Finding trusted sources

Shaughnessy and Almada’s surveys hint at another critical piece of the puzzle: Scientists, aquariums and aquaculture farmers — rather than the government, nongovernmental organizations and grocery stores — are considered the most trusted sources of information about seafood farming. Shaughnessy and Almada noted that aquariums may only have about 30 seconds to capture someone’s attention before they move on to the next exhibit, so studies like this are critical to understanding what messages resonate most with the public. “We are trying to figure out how to talk to people about this,” Almada said.

When asked about this study, shellfish and seaweed farmer Dan Ward, owner of Ward Aquafarms in Megansett Harbor, Mass., encouraged by the results, said, “It is the responsibility of all of us in the aquaculture industry to help educate consumers.” Although some Americans are familiar with the idea of open ocean net-pens of salmon from negative media coverage, shellfish and seaweed farming is quietly and quickly growing around the country. “If more consumers knew the ways that our farming is helping the environment and helping to maintain fishing viability throughout our coastal waters,” Ward said, “people would be much more likely to support U.S. aquaculture.”

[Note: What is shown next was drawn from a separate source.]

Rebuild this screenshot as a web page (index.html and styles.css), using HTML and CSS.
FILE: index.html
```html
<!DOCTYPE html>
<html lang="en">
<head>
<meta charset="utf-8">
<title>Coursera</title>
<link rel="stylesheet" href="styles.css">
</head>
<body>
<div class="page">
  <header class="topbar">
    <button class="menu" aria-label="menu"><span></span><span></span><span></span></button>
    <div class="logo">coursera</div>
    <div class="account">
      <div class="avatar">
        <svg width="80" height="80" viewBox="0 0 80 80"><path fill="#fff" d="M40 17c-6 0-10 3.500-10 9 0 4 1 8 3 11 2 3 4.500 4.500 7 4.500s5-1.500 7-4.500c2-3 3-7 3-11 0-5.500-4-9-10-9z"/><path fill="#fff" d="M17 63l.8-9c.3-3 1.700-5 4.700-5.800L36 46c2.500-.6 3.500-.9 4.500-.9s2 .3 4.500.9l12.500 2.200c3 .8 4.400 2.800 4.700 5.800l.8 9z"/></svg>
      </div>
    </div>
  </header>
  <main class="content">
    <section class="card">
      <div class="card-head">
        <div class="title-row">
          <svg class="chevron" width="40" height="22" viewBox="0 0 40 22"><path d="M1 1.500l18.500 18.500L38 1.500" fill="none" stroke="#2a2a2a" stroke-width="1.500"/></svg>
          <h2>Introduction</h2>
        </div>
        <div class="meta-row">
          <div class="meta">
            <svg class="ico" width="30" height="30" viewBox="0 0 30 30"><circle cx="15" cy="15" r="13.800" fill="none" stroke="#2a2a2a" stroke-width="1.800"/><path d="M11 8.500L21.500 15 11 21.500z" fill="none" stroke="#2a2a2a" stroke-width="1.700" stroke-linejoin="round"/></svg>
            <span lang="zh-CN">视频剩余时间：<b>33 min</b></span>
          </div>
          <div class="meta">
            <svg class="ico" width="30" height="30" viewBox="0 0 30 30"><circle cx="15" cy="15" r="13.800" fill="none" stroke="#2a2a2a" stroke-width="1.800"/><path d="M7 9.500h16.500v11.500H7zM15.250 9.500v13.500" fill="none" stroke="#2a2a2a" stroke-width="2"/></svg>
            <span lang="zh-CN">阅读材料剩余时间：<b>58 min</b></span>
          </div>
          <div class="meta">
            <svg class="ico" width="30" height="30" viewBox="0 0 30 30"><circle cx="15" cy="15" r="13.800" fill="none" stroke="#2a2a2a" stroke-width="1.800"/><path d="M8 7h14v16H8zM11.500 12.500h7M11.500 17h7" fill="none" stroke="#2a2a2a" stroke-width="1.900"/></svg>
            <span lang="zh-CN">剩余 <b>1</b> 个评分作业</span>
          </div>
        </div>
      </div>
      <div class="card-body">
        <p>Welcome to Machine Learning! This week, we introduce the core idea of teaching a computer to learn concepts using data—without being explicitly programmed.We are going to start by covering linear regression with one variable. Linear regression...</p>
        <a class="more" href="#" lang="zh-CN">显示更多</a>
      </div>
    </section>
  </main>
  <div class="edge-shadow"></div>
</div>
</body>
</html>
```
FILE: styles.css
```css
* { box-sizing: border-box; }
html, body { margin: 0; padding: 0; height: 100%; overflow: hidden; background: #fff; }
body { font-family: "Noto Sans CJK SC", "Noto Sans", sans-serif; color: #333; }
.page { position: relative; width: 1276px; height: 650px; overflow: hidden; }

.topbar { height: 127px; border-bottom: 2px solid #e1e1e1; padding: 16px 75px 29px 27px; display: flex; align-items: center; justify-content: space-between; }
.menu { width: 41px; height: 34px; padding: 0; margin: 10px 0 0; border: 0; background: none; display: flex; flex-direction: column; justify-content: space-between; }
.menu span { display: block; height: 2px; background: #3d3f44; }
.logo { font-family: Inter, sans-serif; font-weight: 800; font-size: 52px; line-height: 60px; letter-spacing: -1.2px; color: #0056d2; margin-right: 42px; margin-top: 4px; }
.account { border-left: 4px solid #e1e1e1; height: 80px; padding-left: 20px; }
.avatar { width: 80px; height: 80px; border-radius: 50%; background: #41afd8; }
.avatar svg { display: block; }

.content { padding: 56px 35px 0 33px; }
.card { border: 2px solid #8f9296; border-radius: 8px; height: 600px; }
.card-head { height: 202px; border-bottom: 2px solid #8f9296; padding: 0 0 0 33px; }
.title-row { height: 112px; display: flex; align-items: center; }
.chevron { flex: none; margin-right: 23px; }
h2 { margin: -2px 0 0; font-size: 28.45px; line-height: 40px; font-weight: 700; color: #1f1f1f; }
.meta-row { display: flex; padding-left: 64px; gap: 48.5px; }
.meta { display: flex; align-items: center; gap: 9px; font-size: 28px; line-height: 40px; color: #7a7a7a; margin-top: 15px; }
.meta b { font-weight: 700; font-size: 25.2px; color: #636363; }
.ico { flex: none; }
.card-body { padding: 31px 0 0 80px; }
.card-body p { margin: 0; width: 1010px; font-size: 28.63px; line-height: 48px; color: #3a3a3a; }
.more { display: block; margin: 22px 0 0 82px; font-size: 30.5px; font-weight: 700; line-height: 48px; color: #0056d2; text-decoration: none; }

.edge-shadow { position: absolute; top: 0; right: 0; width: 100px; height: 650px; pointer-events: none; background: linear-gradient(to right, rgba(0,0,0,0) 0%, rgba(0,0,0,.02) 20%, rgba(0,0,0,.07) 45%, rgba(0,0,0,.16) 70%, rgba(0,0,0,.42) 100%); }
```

According to Shaughnessy, “Aquaculture is not a monolith” — and even using the word “aquaculture” is problematic as the various sectors are so nuanced. Shaughnessy further argued that initiatives like the U.S. Department of Agriculture’s “Know Your Farmer, Know Your Food” could extend into the seafood realm, helping consumers find local, sustainable ocean products.

Seafood in South L.A.

Along these lines, Almada recently helped co-organize the first communitywide effort to increase seafood accessibility and bring local, sustainably harvested seafood to the greater L.A. area in November. The South Central Sustainable Seafood Fest — co-hosted by USC Sea Grant, USC’s Wrigley Institute for Environment and Sustainability, the School of Public Affairs at San Diego State University, the Village Market Place, Community Services Unlimited and local seafood farming companies Santa Barbara Mariculture Company and Holdfast Aquaculture — brought seafood producers, local chefs and community organizations together to facilitate cooking demonstrations, seafood tastings and conversations about harvesting sustainable seafood.

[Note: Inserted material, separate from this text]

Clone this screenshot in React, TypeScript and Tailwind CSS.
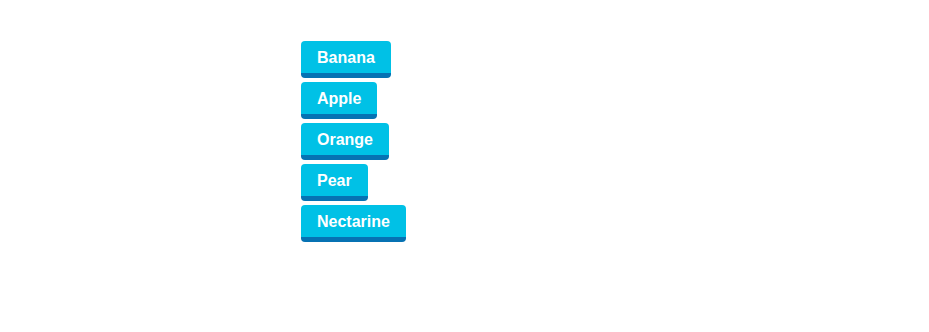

Why South Los Angeles? Almada along with other partners did a pilot project several years ago that found that the majority of residents of underserved neighborhoods like South L.A., Compton and Inglewood are eating less than the USDA’s two-serving-a-week recommendation for seafood. Residents reported that the main obstacles to eating more seafood were price, local availability and awareness. Almada said that when the local community group Community Services Unlimited provided hands-on experiences with farmed mussels, the residents were “so motivated to learn more about sustainable seafood and to eat more mussels.” These findings catalyzed the birth of the South Central Los Angeles Seafood Hub, whose mission is to increase equitable access to sustainable, locally grown seafood. The recent Seafood Fest was intended as a celebration of the initial success of the Seafood Hub.

Diane Kim, co-founder of Holdfast Aquaculture, a member of the Seafood Hub and senior scientist at USC’s Wrigley Institute, said that at the Seafood Fest, she loved getting direct feedback about her products from the community, “including from folks who were trying mussels for the first time.” She was excited that L.A. residents were interested in meeting the farmers themselves and receptive to learning about the products and how they were produced. This allowed for “broader conversations about aquaculture and the environmental and health benefits of sustainable seafood,” Kim said.

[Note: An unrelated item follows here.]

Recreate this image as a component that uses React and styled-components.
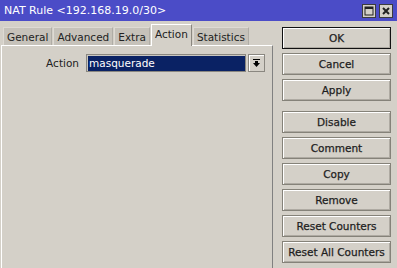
import React, { useState } from 'react';
import styled, { createGlobalStyle } from 'styled-components';

const GlobalStyle = createGlobalStyle`
  html, body {
    margin: 0;
    padding: 0;
    background: #d4d0c8;
  }
  * { box-sizing: border-box; }
`;

const Window = styled.div`
  width: 397px;
  height: 268px;
  overflow: hidden;
  background: #d4d0c8;
  font-family: "DejaVu Sans", sans-serif;
  font-size: 10.5px;
  color: #222;
  display: flex;
  flex-direction: column;
`;

const TitleBar = styled.div`
  height: 21px;
  flex-shrink: 0;
  background: #4b4cc7;
  color: #fff;
  display: flex;
  align-items: center;
  padding: 0 4px 0 4px;
`;

const Title = styled.div`
  flex: 1;
  font-size: 11px;
  line-height: 21px;
  white-space: nowrap;
`;

const TitleButtons = styled.div`
  display: flex;
  gap: 3px;
  margin-top: 1px;
`;

const TitleButton = styled.div`
  width: 14px;
  height: 14px;
  background: #d4d0c8;
  border: 1px solid #3c3c3c;
  display: flex;
  align-items: center;
  justify-content: center;
`;

const Body = styled.div`
  flex: 1;
  display: flex;
  min-height: 0;
`;

const LeftSide = styled.div`
  width: 273px;
  display: flex;
  flex-direction: column;
  padding-left: 1px;
`;

const TabBar = styled.div`
  height: 24px;
  display: flex;
  align-items: flex-end;
  padding-left: 2px;
  gap: 1px;
  position: relative;
  z-index: 1;
`;

const Tab = styled.div`
  height: ${(p) => (p.active ? '22px' : '18px')};
  padding: 0 ${(p) => (p.active ? '3px' : '3px')};
  display: flex;
  align-items: center;
  padding-bottom: ${(p) => (p.active ? '3px' : '0')};
  background: ${(p) => (p.active ? '#d4d0c8' : '#c6c2ba')};
  border-top: 1px solid ${(p) => (p.active ? '#fff' : '#dedad3')};
  border-left: 1px solid ${(p) => (p.active ? '#fff' : '#dedad3')};
  border-right: 1px solid ${(p) => (p.active ? '#8a8780' : '#b0ada6')};
  margin-bottom: ${(p) => (p.active ? '-1px' : '0')};
  font-size: 10.5px;
  color: #222;
  white-space: nowrap;
`;

const Panel = styled.div`
  flex: 1;
  border-top: 1px solid #fff;
  border-left: 1px solid #fff;
  border-right: 1px solid #808080;
  padding: 8px 0 0 0;
`;

const FieldRow = styled.div`
  display: flex;
  align-items: center;
  height: 18px;
`;

const FieldLabel = styled.div`
  width: 77px;
  text-align: right;
  font-size: 10.5px;
  margin-right: 7px;
`;

const Input = styled.div`
  width: 160px;
  height: 18px;
  background: #0a2264;
  border: 1px solid #8a8780;
  box-shadow: inset 1px 1px 0 #c9c6c0;
  color: #fff;
  font-size: 10.5px;
  line-height: 16px;
  padding-left: 2px;
`;

const DropButton = styled.div`
  width: 17px;
  height: 18px;
  margin-left: 2px;
  border: 1px solid #8a8780;
  box-shadow: inset 1px 1px 0 #fff;
  display: flex;
  align-items: center;
  justify-content: center;
`;

const RightSide = styled.div`
  flex: 1;
  display: flex;
  flex-direction: column;
  padding: 6px 6px 0 9px;
`;

const Button = styled.div`
  height: 22px;
  margin-bottom: ${(p) => (p.spaced ? '10px' : '4px')};
  border: 1px solid ${(p) => (p.primary ? '#111' : '#858279')};
  box-shadow: inset 1px 1px 0 #fff, inset -1px -1px 0 #aeaaa2;
  background: #d4d0c8;
  display: flex;
  align-items: center;
  justify-content: center;
  color: #1e1e1e;
  font-size: 10.5px;
  -webkit-text-stroke: 0.25px #1e1e1e;
  white-space: nowrap;
`;

const tabs = ['General', 'Advanced', 'Extra', 'Action', 'Statistics'];

const buttons = [
  { label: 'OK', primary: true },
  { label: 'Cancel' },
  { label: 'Apply', spaced: true },
  { label: 'Disable' },
  { label: 'Comment' },
  { label: 'Copy' },
  { label: 'Remove' },
  { label: 'Reset Counters' },
  { label: 'Reset All Counters' },
];

const App = () => {
  const [activeTab, setActiveTab] = useState('Action');

  return (
    <Window>
      <GlobalStyle />
      <TitleBar>
        <Title>NAT Rule &lt;192.168.19.0/30&gt;</Title>
        <TitleButtons>
          <TitleButton>
            <svg width="10" height="10" viewBox="0 0 10 10">
              <rect x="1" y="1" width="8" height="8" fill="none" stroke="#222" strokeWidth="1" />
              <rect x="1" y="1" width="8" height="2" fill="#222" />
            </svg>
          </TitleButton>
          <TitleButton>
            <svg width="10" height="10" viewBox="0 0 10 10">
              <path d="M2 2 L8 8 M8 2 L2 8" stroke="#222" strokeWidth="2" />
            </svg>
          </TitleButton>
        </TitleButtons>
      </TitleBar>
      <Body>
        <LeftSide>
          <TabBar>
            {tabs.map((t) => (
              <Tab key={t} active={t === activeTab} onClick={() => setActiveTab(t)}>
                {t}
              </Tab>
            ))}
          </TabBar>
          <Panel>
            <FieldRow>
              <FieldLabel>Action</FieldLabel>
              <Input>masquerade</Input>
              <DropButton>
                <svg width="7" height="8" viewBox="0 0 7 8">
                  <rect x="0" y="0" width="7" height="1" fill="#000" />
                  <rect x="2" y="2" width="3" height="2" fill="#000" />
                  <polygon points="0,4 7,4 3.5,8" fill="#000" />
                </svg>
              </DropButton>
            </FieldRow>
          </Panel>
        </LeftSide>
        <RightSide>
          {buttons.map((b) => (
            <Button key={b.label} primary={b.primary} spaced={b.spaced}>
              {b.label}
            </Button>
          ))}
        </RightSide>
      </Body>
    </Window>
  );
};

export default App;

And this is exactly what Shaughnessy and Almada’s found in their study. People are open to farmed seafood. They just need the right information and equal opportunity to learn and try.

“Marine aquaculture has had a real communications problem,” Almada said. But new studies like this and events like the recent Seafood Fest give hope that perhaps once we use the right messengers and the right messages, people can change their minds.